**MATERIAL PROVIDED:**
┏━━

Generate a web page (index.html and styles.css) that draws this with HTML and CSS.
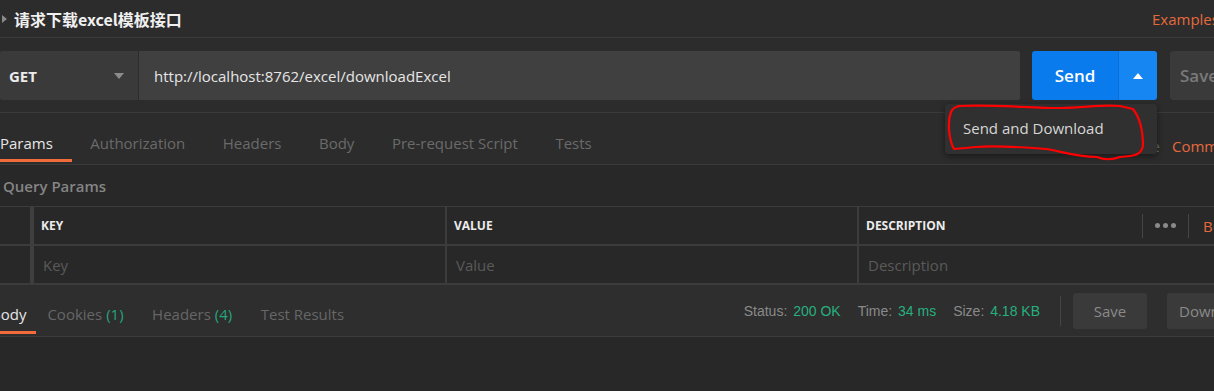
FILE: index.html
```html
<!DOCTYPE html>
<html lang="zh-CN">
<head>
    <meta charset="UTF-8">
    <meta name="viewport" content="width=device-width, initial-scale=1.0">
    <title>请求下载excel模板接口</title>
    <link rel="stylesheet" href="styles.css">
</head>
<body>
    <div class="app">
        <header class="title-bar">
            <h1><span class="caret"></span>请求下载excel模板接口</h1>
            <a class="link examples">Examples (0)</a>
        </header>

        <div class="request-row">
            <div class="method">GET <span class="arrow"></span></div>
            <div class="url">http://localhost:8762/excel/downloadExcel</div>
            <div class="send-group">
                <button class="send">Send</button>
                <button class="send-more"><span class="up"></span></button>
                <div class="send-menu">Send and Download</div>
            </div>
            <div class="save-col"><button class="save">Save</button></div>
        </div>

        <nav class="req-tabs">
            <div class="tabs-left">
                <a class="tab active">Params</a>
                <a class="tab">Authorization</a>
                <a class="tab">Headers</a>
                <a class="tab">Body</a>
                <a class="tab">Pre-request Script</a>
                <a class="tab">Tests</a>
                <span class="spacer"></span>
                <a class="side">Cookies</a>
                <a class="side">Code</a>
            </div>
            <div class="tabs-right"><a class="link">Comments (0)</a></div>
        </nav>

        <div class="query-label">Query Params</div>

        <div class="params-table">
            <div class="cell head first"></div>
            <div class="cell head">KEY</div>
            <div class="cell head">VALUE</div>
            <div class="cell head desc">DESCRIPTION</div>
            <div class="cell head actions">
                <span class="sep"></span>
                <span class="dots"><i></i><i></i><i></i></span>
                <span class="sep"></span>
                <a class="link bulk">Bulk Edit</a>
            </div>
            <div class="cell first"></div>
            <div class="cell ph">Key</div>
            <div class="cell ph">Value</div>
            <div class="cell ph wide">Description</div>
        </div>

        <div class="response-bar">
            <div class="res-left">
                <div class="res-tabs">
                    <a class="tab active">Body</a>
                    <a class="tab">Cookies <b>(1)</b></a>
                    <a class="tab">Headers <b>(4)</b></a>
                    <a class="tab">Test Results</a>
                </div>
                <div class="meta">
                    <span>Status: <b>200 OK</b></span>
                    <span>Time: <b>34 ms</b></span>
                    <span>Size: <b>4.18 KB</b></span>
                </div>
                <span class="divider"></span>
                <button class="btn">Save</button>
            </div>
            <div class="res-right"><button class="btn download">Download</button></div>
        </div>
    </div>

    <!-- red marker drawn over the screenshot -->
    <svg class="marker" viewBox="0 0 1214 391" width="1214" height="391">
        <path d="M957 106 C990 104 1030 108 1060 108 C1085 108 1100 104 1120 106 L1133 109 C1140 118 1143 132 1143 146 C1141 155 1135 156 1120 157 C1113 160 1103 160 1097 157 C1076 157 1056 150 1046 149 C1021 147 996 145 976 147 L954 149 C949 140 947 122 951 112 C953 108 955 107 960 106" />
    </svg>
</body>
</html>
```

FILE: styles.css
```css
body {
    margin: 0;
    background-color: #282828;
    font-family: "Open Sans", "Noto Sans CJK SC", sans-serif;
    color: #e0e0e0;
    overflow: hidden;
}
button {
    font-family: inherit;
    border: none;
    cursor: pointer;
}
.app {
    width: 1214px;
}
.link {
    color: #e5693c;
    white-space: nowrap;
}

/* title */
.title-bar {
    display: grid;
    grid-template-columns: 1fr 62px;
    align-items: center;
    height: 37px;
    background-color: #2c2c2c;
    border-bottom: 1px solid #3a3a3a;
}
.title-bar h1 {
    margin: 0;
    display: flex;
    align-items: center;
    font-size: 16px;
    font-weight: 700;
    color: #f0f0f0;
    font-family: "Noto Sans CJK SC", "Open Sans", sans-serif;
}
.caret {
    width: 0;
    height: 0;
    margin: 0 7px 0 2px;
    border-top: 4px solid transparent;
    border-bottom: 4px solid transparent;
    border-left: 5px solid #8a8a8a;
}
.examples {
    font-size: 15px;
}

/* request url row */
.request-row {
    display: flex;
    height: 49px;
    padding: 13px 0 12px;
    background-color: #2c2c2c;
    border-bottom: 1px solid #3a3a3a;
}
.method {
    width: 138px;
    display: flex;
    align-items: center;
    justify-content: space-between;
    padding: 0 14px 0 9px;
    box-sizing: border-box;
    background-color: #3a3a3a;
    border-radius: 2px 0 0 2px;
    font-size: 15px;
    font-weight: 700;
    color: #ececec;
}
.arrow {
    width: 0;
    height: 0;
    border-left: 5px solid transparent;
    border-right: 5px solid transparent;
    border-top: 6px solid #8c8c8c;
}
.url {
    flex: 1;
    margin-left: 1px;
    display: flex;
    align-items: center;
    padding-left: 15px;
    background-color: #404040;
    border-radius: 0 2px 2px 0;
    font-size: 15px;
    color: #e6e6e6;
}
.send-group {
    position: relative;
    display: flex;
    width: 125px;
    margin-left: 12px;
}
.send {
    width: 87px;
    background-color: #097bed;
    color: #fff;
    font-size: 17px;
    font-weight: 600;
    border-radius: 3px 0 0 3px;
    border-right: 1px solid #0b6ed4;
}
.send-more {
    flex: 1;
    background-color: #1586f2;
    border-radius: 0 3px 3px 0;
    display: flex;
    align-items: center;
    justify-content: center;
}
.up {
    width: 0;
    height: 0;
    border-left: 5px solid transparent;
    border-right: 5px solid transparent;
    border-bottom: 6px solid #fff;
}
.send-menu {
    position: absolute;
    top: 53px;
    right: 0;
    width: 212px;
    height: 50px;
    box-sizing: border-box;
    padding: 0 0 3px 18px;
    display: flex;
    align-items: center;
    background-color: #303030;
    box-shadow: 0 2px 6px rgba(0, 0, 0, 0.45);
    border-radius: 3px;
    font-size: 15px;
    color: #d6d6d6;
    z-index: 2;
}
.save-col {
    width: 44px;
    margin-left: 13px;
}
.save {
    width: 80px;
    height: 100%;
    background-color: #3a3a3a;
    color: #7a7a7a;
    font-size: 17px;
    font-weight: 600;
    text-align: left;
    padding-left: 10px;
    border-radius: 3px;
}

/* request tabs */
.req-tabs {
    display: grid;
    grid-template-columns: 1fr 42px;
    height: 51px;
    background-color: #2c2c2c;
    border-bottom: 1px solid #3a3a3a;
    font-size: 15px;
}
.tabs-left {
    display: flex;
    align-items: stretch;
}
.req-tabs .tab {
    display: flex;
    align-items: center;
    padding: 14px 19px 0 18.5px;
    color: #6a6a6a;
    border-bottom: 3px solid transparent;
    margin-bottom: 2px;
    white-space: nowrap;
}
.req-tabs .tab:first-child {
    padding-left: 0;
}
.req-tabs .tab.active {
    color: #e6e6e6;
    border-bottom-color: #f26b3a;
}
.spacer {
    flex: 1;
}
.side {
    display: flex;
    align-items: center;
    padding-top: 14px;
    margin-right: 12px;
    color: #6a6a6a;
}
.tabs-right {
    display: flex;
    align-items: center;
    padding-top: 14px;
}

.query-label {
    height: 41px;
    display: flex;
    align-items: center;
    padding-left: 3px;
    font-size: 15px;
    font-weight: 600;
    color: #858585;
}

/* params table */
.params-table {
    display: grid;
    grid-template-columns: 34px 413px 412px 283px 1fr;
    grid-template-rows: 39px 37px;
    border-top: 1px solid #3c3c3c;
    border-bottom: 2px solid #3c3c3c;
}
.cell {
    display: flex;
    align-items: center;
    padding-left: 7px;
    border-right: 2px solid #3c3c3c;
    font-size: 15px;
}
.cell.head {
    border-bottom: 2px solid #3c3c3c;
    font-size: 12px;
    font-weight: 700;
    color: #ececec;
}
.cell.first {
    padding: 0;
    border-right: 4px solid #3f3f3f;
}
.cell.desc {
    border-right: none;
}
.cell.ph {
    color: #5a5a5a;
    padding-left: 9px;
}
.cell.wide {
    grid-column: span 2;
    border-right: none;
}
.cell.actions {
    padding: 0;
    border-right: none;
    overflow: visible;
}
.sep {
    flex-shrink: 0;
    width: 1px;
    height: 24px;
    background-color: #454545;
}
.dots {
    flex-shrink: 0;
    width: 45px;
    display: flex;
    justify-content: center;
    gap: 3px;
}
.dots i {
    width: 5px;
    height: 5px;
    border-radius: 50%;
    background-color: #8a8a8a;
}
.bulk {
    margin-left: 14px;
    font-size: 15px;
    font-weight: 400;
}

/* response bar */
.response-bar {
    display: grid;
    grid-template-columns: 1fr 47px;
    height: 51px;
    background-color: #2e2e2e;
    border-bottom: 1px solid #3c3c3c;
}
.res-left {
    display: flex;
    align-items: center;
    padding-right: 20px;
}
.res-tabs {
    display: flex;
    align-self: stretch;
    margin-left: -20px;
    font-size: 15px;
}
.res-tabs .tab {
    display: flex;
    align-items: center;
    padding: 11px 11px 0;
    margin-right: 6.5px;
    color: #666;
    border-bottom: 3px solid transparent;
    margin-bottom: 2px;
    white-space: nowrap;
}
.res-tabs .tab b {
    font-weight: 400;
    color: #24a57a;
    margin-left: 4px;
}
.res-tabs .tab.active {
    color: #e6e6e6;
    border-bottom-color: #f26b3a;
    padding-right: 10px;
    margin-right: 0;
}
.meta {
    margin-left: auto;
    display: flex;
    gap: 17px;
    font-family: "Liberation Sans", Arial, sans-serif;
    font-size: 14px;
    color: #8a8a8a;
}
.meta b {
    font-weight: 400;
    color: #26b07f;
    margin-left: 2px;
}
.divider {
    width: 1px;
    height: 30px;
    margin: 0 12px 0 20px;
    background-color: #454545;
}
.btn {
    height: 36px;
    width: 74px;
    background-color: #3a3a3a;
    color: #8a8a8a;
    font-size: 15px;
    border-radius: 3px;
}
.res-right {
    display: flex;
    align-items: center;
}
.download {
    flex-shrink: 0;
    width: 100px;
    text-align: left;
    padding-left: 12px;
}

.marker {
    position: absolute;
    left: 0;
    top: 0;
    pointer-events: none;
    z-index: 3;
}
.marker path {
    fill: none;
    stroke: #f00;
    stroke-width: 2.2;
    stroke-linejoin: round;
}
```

┗━━

**REQUIRED TASK:** Only lines that contain the word "styles" are wanted; copy each of them.

**SOLVED PROBLEM:**
Generate a web page (index.html and styles.css) that draws this with HTML and CSS.
    <link rel="stylesheet" href="styles.css">
FILE: styles.css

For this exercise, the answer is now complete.